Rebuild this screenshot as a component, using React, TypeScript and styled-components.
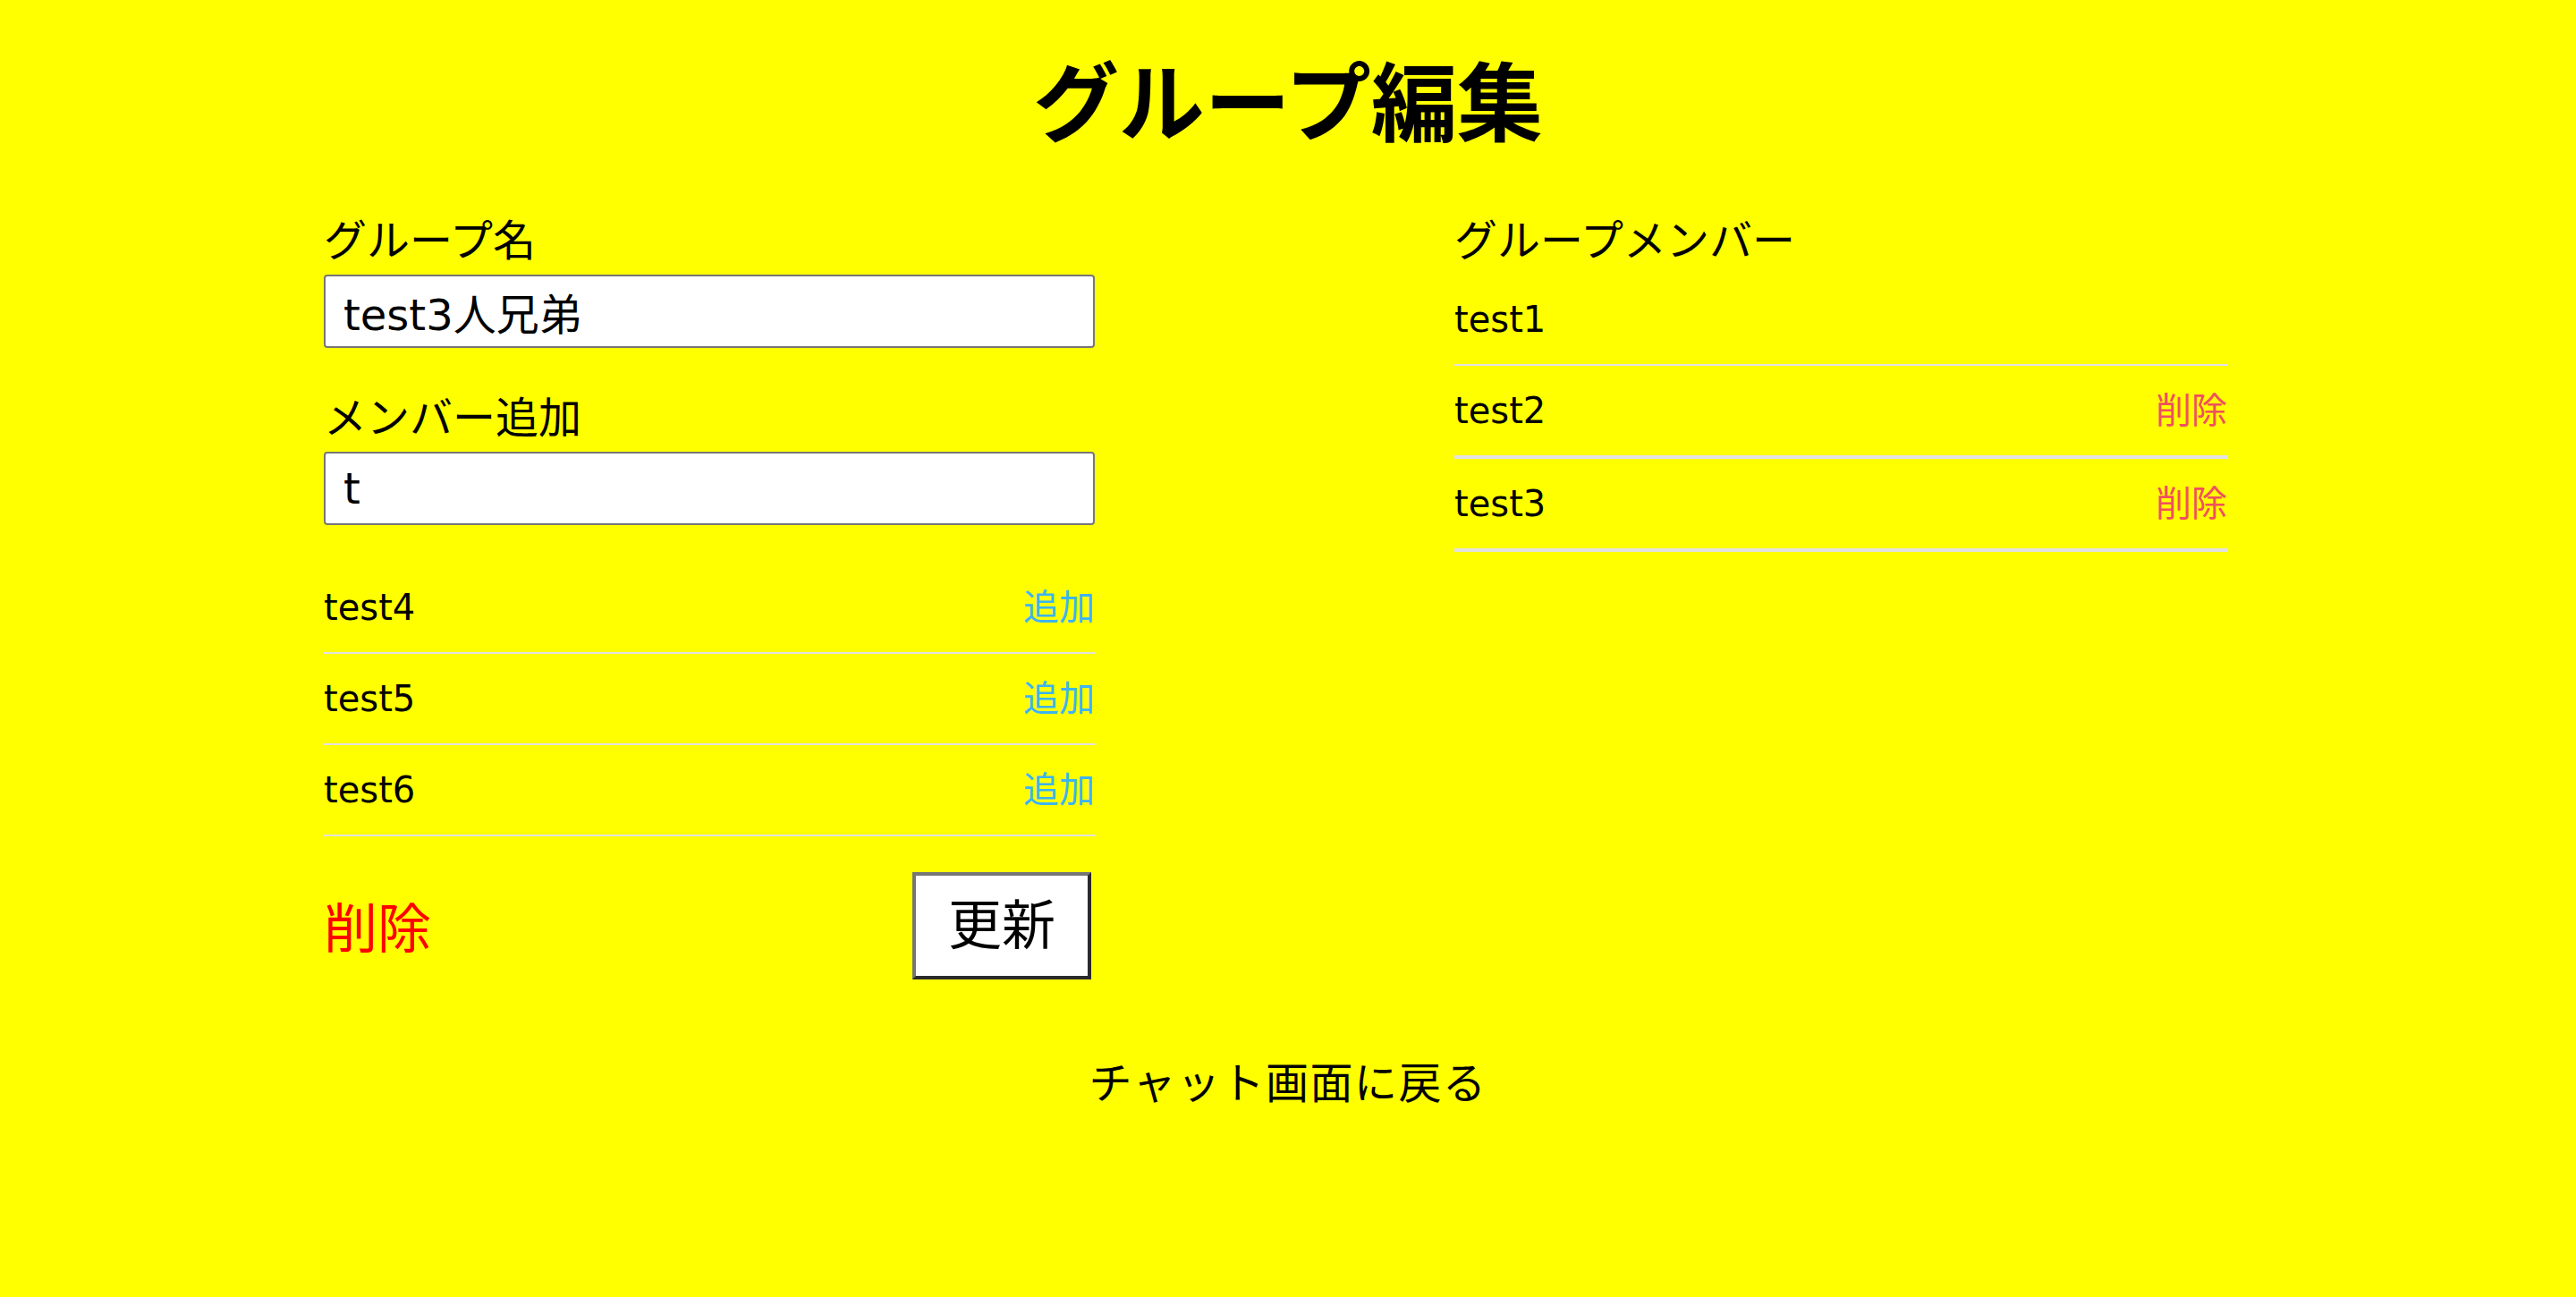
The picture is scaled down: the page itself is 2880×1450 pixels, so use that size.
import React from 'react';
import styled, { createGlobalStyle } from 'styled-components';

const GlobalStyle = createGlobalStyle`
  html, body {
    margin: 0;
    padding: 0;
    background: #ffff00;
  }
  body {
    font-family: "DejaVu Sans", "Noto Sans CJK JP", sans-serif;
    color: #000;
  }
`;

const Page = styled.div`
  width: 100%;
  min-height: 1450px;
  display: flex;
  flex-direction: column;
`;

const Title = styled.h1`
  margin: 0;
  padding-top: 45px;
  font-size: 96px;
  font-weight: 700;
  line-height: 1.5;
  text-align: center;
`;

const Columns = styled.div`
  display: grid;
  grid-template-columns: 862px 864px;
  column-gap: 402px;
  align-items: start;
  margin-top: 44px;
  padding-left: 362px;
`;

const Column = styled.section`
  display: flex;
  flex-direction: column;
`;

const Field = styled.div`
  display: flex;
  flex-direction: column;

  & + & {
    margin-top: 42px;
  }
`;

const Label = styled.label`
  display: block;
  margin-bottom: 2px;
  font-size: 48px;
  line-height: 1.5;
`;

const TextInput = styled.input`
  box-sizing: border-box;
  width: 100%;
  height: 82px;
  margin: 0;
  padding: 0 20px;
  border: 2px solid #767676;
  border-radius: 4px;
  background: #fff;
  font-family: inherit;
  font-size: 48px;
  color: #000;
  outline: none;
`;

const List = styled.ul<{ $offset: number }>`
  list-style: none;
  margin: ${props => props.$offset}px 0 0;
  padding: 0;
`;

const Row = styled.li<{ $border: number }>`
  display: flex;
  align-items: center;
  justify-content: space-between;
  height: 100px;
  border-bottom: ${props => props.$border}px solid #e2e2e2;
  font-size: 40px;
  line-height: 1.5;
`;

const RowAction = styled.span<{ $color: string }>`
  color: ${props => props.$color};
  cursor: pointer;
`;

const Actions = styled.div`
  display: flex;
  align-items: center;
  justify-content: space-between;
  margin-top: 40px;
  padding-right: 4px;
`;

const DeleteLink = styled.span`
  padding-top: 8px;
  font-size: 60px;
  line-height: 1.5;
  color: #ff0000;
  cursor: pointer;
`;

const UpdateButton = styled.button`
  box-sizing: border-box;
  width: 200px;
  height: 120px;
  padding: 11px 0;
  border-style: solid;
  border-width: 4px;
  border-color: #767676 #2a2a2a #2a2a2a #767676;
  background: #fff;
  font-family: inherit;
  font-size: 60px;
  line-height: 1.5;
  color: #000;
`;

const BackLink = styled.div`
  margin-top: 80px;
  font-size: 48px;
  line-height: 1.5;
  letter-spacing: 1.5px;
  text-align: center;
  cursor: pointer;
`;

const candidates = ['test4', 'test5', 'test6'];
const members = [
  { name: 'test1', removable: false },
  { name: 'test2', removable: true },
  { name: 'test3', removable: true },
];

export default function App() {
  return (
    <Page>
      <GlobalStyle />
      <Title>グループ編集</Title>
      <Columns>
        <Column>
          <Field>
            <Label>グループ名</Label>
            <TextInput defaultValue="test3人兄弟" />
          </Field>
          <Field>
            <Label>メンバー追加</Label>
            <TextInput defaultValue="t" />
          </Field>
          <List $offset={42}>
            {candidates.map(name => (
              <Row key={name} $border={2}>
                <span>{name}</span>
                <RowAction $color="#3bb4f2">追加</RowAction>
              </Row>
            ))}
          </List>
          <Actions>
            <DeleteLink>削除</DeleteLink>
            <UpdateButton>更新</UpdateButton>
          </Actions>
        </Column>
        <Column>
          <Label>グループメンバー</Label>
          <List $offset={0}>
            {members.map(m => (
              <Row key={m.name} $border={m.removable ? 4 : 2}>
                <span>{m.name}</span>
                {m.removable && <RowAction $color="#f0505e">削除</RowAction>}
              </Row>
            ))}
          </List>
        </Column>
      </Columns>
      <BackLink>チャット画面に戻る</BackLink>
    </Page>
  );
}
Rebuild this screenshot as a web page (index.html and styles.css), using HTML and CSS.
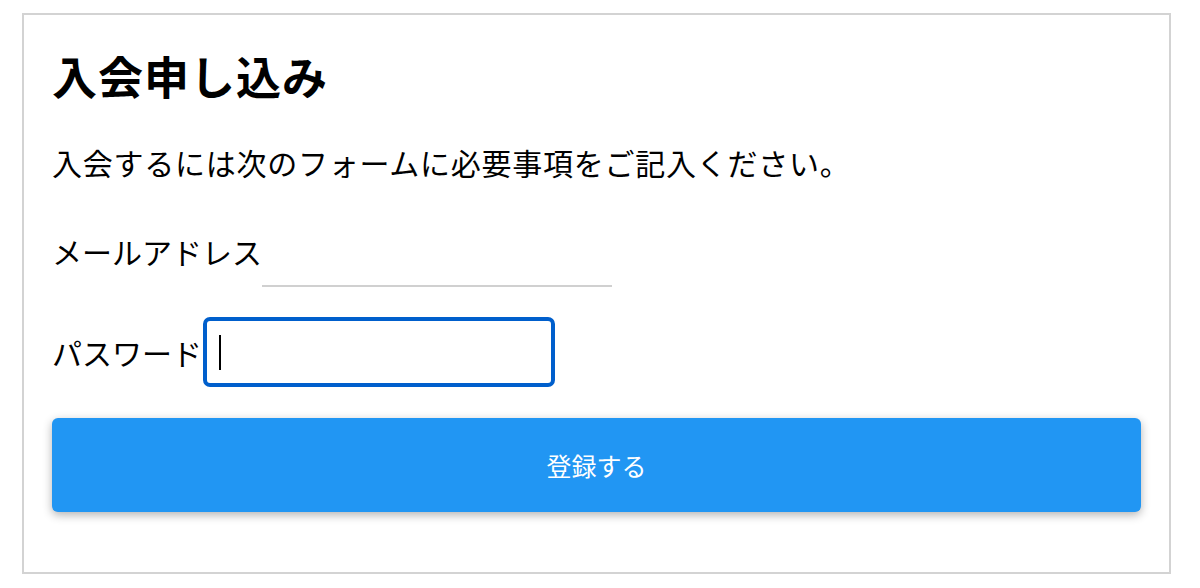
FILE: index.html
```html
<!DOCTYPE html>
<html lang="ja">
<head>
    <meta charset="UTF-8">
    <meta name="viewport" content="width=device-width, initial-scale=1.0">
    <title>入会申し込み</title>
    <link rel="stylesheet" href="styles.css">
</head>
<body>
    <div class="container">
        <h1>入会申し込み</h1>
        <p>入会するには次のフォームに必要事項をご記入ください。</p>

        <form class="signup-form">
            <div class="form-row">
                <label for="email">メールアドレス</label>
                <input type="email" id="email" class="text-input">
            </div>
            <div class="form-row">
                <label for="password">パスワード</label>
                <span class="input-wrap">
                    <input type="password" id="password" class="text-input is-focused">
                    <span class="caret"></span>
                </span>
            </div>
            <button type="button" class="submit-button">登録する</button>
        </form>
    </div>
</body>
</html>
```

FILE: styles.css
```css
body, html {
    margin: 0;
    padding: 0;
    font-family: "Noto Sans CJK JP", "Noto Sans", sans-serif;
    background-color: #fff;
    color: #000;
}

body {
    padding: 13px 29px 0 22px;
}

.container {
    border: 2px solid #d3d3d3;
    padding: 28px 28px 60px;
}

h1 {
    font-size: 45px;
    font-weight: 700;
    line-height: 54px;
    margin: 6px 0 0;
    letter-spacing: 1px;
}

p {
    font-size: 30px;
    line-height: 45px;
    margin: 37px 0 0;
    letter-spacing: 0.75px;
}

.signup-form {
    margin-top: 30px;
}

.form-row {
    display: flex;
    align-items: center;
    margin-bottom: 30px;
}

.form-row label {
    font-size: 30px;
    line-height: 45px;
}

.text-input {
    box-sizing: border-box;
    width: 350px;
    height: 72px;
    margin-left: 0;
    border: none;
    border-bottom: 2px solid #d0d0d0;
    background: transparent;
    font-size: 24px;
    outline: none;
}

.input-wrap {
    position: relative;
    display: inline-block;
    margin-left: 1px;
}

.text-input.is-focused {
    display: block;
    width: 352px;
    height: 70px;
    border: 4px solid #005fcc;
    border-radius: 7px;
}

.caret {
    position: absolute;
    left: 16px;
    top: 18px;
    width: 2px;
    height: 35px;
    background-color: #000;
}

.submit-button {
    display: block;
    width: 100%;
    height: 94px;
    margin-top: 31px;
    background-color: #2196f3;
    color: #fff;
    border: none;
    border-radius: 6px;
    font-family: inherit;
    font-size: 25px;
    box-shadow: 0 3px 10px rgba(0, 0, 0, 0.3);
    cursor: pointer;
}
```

- - - - - - -

• **BRIEF**
Transcribe the records above exactly, leaving out every picture.

• **CORRECT ANSWER**
Rebuild this screenshot as a component, using React, TypeScript and styled-components.
The picture is scaled down: the page itself is 2880×1450 pixels, so use that size.
import React from 'react';
import styled, { createGlobalStyle } from 'styled-components';

const GlobalStyle = createGlobalStyle`
  html, body {
    margin: 0;
    padding: 0;
    background: #ffff00;
  }
  body {
    font-family: "DejaVu Sans", "Noto Sans CJK JP", sans-serif;
    color: #000;
  }
`;

const Page = styled.div`
  width: 100%;
  min-height: 1450px;
  display: flex;
  flex-direction: column;
`;

const Title = styled.h1`
  margin: 0;
  padding-top: 45px;
  font-size: 96px;
  font-weight: 700;
  line-height: 1.5;
  text-align: center;
`;

const Columns = styled.div`
  display: grid;
  grid-template-columns: 862px 864px;
  column-gap: 402px;
  align-items: start;
  margin-top: 44px;
  padding-left: 362px;
`;

const Column = styled.section`
  display: flex;
  flex-direction: column;
`;

const Field = styled.div`
  display: flex;
  flex-direction: column;

  & + & {
    margin-top: 42px;
  }
`;

const Label = styled.label`
  display: block;
  margin-bottom: 2px;
  font-size: 48px;
  line-height: 1.5;
`;

const TextInput = styled.input`
  box-sizing: border-box;
  width: 100%;
  height: 82px;
  margin: 0;
  padding: 0 20px;
  border: 2px solid #767676;
  border-radius: 4px;
  background: #fff;
  font-family: inherit;
  font-size: 48px;
  color: #000;
  outline: none;
`;

const List = styled.ul<{ $offset: number }>`
  list-style: none;
  margin: ${props => props.$offset}px 0 0;
  padding: 0;
`;

const Row = styled.li<{ $border: number }>`
  display: flex;
  align-items: center;
  justify-content: space-between;
  height: 100px;
  border-bottom: ${props => props.$border}px solid #e2e2e2;
  font-size: 40px;
  line-height: 1.5;
`;

const RowAction = styled.span<{ $color: string }>`
  color: ${props => props.$color};
  cursor: pointer;
`;

const Actions = styled.div`
  display: flex;
  align-items: center;
  justify-content: space-between;
  margin-top: 40px;
  padding-right: 4px;
`;

const DeleteLink = styled.span`
  padding-top: 8px;
  font-size: 60px;
  line-height: 1.5;
  color: #ff0000;
  cursor: pointer;
`;

const UpdateButton = styled.button`
  box-sizing: border-box;
  width: 200px;
  height: 120px;
  padding: 11px 0;
  border-style: solid;
  border-width: 4px;
  border-color: #767676 #2a2a2a #2a2a2a #767676;
  background: #fff;
  font-family: inherit;
  font-size: 60px;
  line-height: 1.5;
  color: #000;
`;

const BackLink = styled.div`
  margin-top: 80px;
  font-size: 48px;
  line-height: 1.5;
  letter-spacing: 1.5px;
  text-align: center;
  cursor: pointer;
`;

const candidates = ['test4', 'test5', 'test6'];
const members = [
  { name: 'test1', removable: false },
  { name: 'test2', removable: true },
  { name: 'test3', removable: true },
];

export default function App() {
  return (
    <Page>
      <GlobalStyle />
      <Title>グループ編集</Title>
      <Columns>
        <Column>
          <Field>
            <Label>グループ名</Label>
            <TextInput defaultValue="test3人兄弟" />
          </Field>
          <Field>
            <Label>メンバー追加</Label>
            <TextInput defaultValue="t" />
          </Field>
          <List $offset={42}>
            {candidates.map(name => (
              <Row key={name} $border={2}>
                <span>{name}</span>
                <RowAction $color="#3bb4f2">追加</RowAction>
              </Row>
            ))}
          </List>
          <Actions>
            <DeleteLink>削除</DeleteLink>
            <UpdateButton>更新</UpdateButton>
          </Actions>
        </Column>
        <Column>
          <Label>グループメンバー</Label>
          <List $offset={0}>
            {members.map(m => (
              <Row key={m.name} $border={m.removable ? 4 : 2}>
                <span>{m.name}</span>
                {m.removable && <RowAction $color="#f0505e">削除</RowAction>}
              </Row>
            ))}
          </List>
        </Column>
      </Columns>
      <BackLink>チャット画面に戻る</BackLink>
    </Page>
  );
}
Rebuild this screenshot as a web page (index.html and styles.css), using HTML and CSS.
FILE: index.html
```html
<!DOCTYPE html>
<html lang="ja">
<head>
    <meta charset="UTF-8">
    <meta name="viewport" content="width=device-width, initial-scale=1.0">
    <title>入会申し込み</title>
    <link rel="stylesheet" href="styles.css">
</head>
<body>
    <div class="container">
        <h1>入会申し込み</h1>
        <p>入会するには次のフォームに必要事項をご記入ください。</p>

        <form class="signup-form">
            <div class="form-row">
                <label for="email">メールアドレス</label>
                <input type="email" id="email" class="text-input">
            </div>
            <div class="form-row">
                <label for="password">パスワード</label>
                <span class="input-wrap">
                    <input type="password" id="password" class="text-input is-focused">
                    <span class="caret"></span>
                </span>
            </div>
            <button type="button" class="submit-button">登録する</button>
        </form>
    </div>
</body>
</html>
```

FILE: styles.css
```css
body, html {
    margin: 0;
    padding: 0;
    font-family: "Noto Sans CJK JP", "Noto Sans", sans-serif;
    background-color: #fff;
    color: #000;
}

body {
    padding: 13px 29px 0 22px;
}

.container {
    border: 2px solid #d3d3d3;
    padding: 28px 28px 60px;
}

h1 {
    font-size: 45px;
    font-weight: 700;
    line-height: 54px;
    margin: 6px 0 0;
    letter-spacing: 1px;
}

p {
    font-size: 30px;
    line-height: 45px;
    margin: 37px 0 0;
    letter-spacing: 0.75px;
}

.signup-form {
    margin-top: 30px;
}

.form-row {
    display: flex;
    align-items: center;
    margin-bottom: 30px;
}

.form-row label {
    font-size: 30px;
    line-height: 45px;
}

.text-input {
    box-sizing: border-box;
    width: 350px;
    height: 72px;
    margin-left: 0;
    border: none;
    border-bottom: 2px solid #d0d0d0;
    background: transparent;
    font-size: 24px;
    outline: none;
}

.input-wrap {
    position: relative;
    display: inline-block;
    margin-left: 1px;
}

.text-input.is-focused {
    display: block;
    width: 352px;
    height: 70px;
    border: 4px solid #005fcc;
    border-radius: 7px;
}

.caret {
    position: absolute;
    left: 16px;
    top: 18px;
    width: 2px;
    height: 35px;
    background-color: #000;
}

.submit-button {
    display: block;
    width: 100%;
    height: 94px;
    margin-top: 31px;
    background-color: #2196f3;
    color: #fff;
    border: none;
    border-radius: 6px;
    font-family: inherit;
    font-size: 25px;
    box-shadow: 0 3px 10px rgba(0, 0, 0, 0.3);
    cursor: pointer;
}
```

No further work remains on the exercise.